I completely agree although we use bind. DNS issues were one of the
first things that came up when we first started using Nutch and Hadoop
over a year ago. I remember that you pointed us toward caching DNS
servers on the local machines at that time and that has made all of the
difference. Originally we were using a single DNS server in the domain
and by running large fetches (many fetchers at the same time) were were
causing a DOS attack on our own server. And the memory on the server
couldn't handle it so the entire fetch was slowing down and erroring.
I will add one point here and that is that while we run caching servers
on each machine we also using large dns caches for our lookup
nameservers such as opendns and verizon. The idea being that if we
don't have it, one of the large caches will and it is better to check
them before going directly to global nameservers. Large caches will
take one hop while global nameservers will take two. Here is what our
resolv.conf looks like. The 208 servers are OpenDNS while the 4.x
servers are verizon. Note is that both of these caches are open to
requests from anywhere so anybody should be able to use them.
nameserver 127.0.0.1
nameserver 208.67.222.222
nameserver 208.67.220.220
nameserver 4.2.2.1
nameserver 4.2.2.2
nameserver 4.2.2.3
nameserver 4.2.2.4
nameserver 4.2.2.5
* check your network infrastructure. I had a few cases of clusters that
were giving sub-standard performance, only to find that e.g. cables were
flaky. In most cases though it's the network equipment such as switches
and routers - check their CPU usage, and the number of dropped packets.
Some entry-level switches and routers, even though their interfaces
nominally support gigabit speeds, their switching fabric and/or CPU
don't support high packet rates - so they would peg at 100% cpu, and
even if they don't show any lost packets, a 'ping -f' shows they can't
handle the load.
Cables, what can I say about cables. We bought cat6 cables that when
you wiggle them (or they get moved around) decide to reset the network
card. I would have never believed that was possible. Changing the
cables to 5e fixed the problem. Weird.
There is company called trendnet that sells 24 port gigabit switches for
around 300US. So we recently switched to gigabit switches as all of our
network cards are gigabit. There was actually a problem with the eeprom
on intel e1000 network cards that was causing connections to just drop
on gigabit speeds but not 100Mb speeds. But there is a script to fix
that and since we did the connection rate for gigabit is awesome. We
are able to sustain over 50MB/s on direct file transfers. I think this
is pretty much the hard disk limit.

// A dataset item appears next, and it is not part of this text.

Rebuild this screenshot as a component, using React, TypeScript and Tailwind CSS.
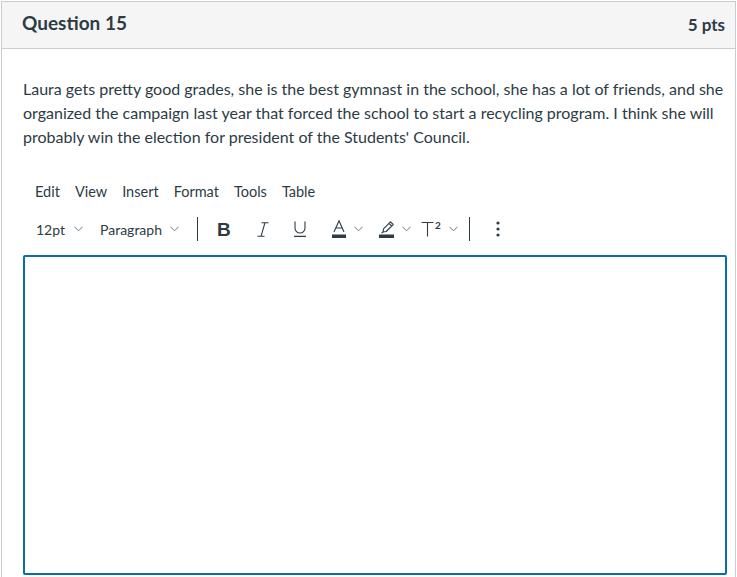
import React from "react";

const font = { fontFamily: "Lato, 'Noto Sans', Arial, sans-serif" };

function Chevron({ ml = "ml-[9px]" }: { ml?: string }) {
  return (
    <svg width="9" height="6" viewBox="0 0 9 6" className={`${ml} text-[#68777d]`}>
      <path d="M0.5 0.8 L4.5 4.8 L8.5 0.8" fill="none" stroke="currentColor" strokeWidth="1" />
    </svg>
  );
}

function Divider() {
  return <div className="h-[24px] w-px bg-[#2d3b45]" />;
}

const menus = ["Edit", "View", "Insert", "Format", "Tools", "Table"];

export default function App() {
  return (
    <div className="min-h-[577px] bg-white pl-px pt-px" style={font}>
      <div className="h-[600px] w-[735px] border border-[#c7cdd1] text-[#2d3b45]">
        <header className="flex h-[47px] items-center justify-between border-b border-[#c7cdd1] bg-[#f5f5f5] pl-[20px] pr-[10px]">
          <h2 className="-mt-[3px] text-[19px] font-bold text-[#2d3b45]">Question 15</h2>
          <span className="text-[17px] font-bold text-[#2d3b45]">5 pts</span>
        </header>

        <div className="pl-[21px] pr-[8px] pt-[28px]">
          <p className="text-[16px] leading-[24px]">
            Laura gets pretty good grades, she is the best gymnast in the school, she has a lot of friends, and she
            organized the campaign last year that forced the school to start a recycling program. I think she will
            probably win the election for president of the Students' Council.
          </p>

          <div className="mt-[29px] flex h-[28px] items-center gap-[15px] pl-[12px] text-[14.5px]">
            {menus.map((m) => (
              <span key={m}>{m}</span>
            ))}
          </div>

          <div className="mt-[8px] flex h-[30px] items-center pl-[13px] text-[14px]">
            <span className="flex items-center">
              12pt
              <Chevron />
            </span>
            <span className="ml-[17px] flex items-center">
              Paragraph
              <Chevron ml="ml-[8px]" />
            </span>
            <div className="ml-[18px]">
              <Divider />
            </div>
            <span
              className="ml-[19px] w-[14px] text-[19px] font-bold leading-none"
              style={{ fontFamily: "'Liberation Sans', Arial, sans-serif" }}
            >
              B
            </span>
            <svg width="12" height="15" viewBox="0 0 12 15" className="ml-[26px]">
              <path d="M4.5 0.7 H11.5 M0.5 14.3 H7.5 M8 0.7 L4 14.3" fill="none" stroke="#2d3b45" strokeWidth="1.1" />
            </svg>
            <svg width="14" height="16" viewBox="0 0 14 16" className="ml-[24px]">
              <path d="M2 0.5 V7 A5 5 0 0 0 12 7 V0.5 M1 15.4 H13" fill="none" stroke="#2d3b45" strokeWidth="1.1" />
            </svg>
            <span className="ml-[25px] flex items-center">
              <svg width="14" height="18" viewBox="0 0 14 18">
                <path d="M2 12 L7 0.8 L12 12 M3.8 8 H10.2" fill="none" stroke="#2d3b45" strokeWidth="1.1" />
                <rect x="0" y="14.5" width="14" height="3.5" fill="#2d3b45" />
              </svg>
              <Chevron ml="ml-[8px]" />
            </span>
            <span className="ml-[16px] flex items-center">
              <svg width="16" height="18" viewBox="0 0 16 18">
                <path d="M4 12 L4.5 8.8 L11.5 1.8 L14.2 4.5 L7.2 11.5 Z M4 12 L2.5 13 M10 3.3 L12.7 6" fill="none" stroke="#2d3b45" strokeWidth="1.1" strokeLinejoin="round" />
                <rect x="0" y="14.5" width="15" height="3.5" fill="#2d3b45" />
              </svg>
              <Chevron ml="ml-[7px]" />
            </span>
            <span className="ml-[10px] flex items-center">
              <svg width="13" height="16" viewBox="0 0 13 16">
                <path d="M0.5 1.5 H12.5 M6.5 1.5 V15.5" fill="none" stroke="#2d3b45" strokeWidth="1.1" />
              </svg>
              <span className="-mt-[9px] ml-[1px] text-[10px] font-bold leading-none">2</span>
              <Chevron ml="ml-[8px]" />
            </span>
            <div className="ml-[11px]">
              <Divider />
            </div>
            <svg width="4" height="16" viewBox="0 0 4 16" className="ml-[26px]">
              <circle cx="2" cy="2" r="1.6" fill="#2d3b45" />
              <circle cx="2" cy="8" r="1.6" fill="#2d3b45" />
              <circle cx="2" cy="14" r="1.6" fill="#2d3b45" />
            </svg>
          </div>

          <div className="mt-[11px] h-[320px] w-[704px] rounded-[2px] border-2 border-[#0770a3]" />
        </div>
      </div>
    </div>
  );
}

While it may take some time to get
going I fully recommend gigabit infrastructure.
* check OS level resource limits (ulimit -a on POSIX systems). In one
installation we were experiencing weird crashes and finally discovered
that datanodes and tasktrackers were hitting OS-wide limits of open file
handles. In another installation the OS-wide limits were ok, but the
limits on this particular account were insufficient.
/var/log/messages is your friend ;). I think many people don't realize
when getting into search engines that it is as much about hardware and
system knowledge as it is about software.
Dennis Kubes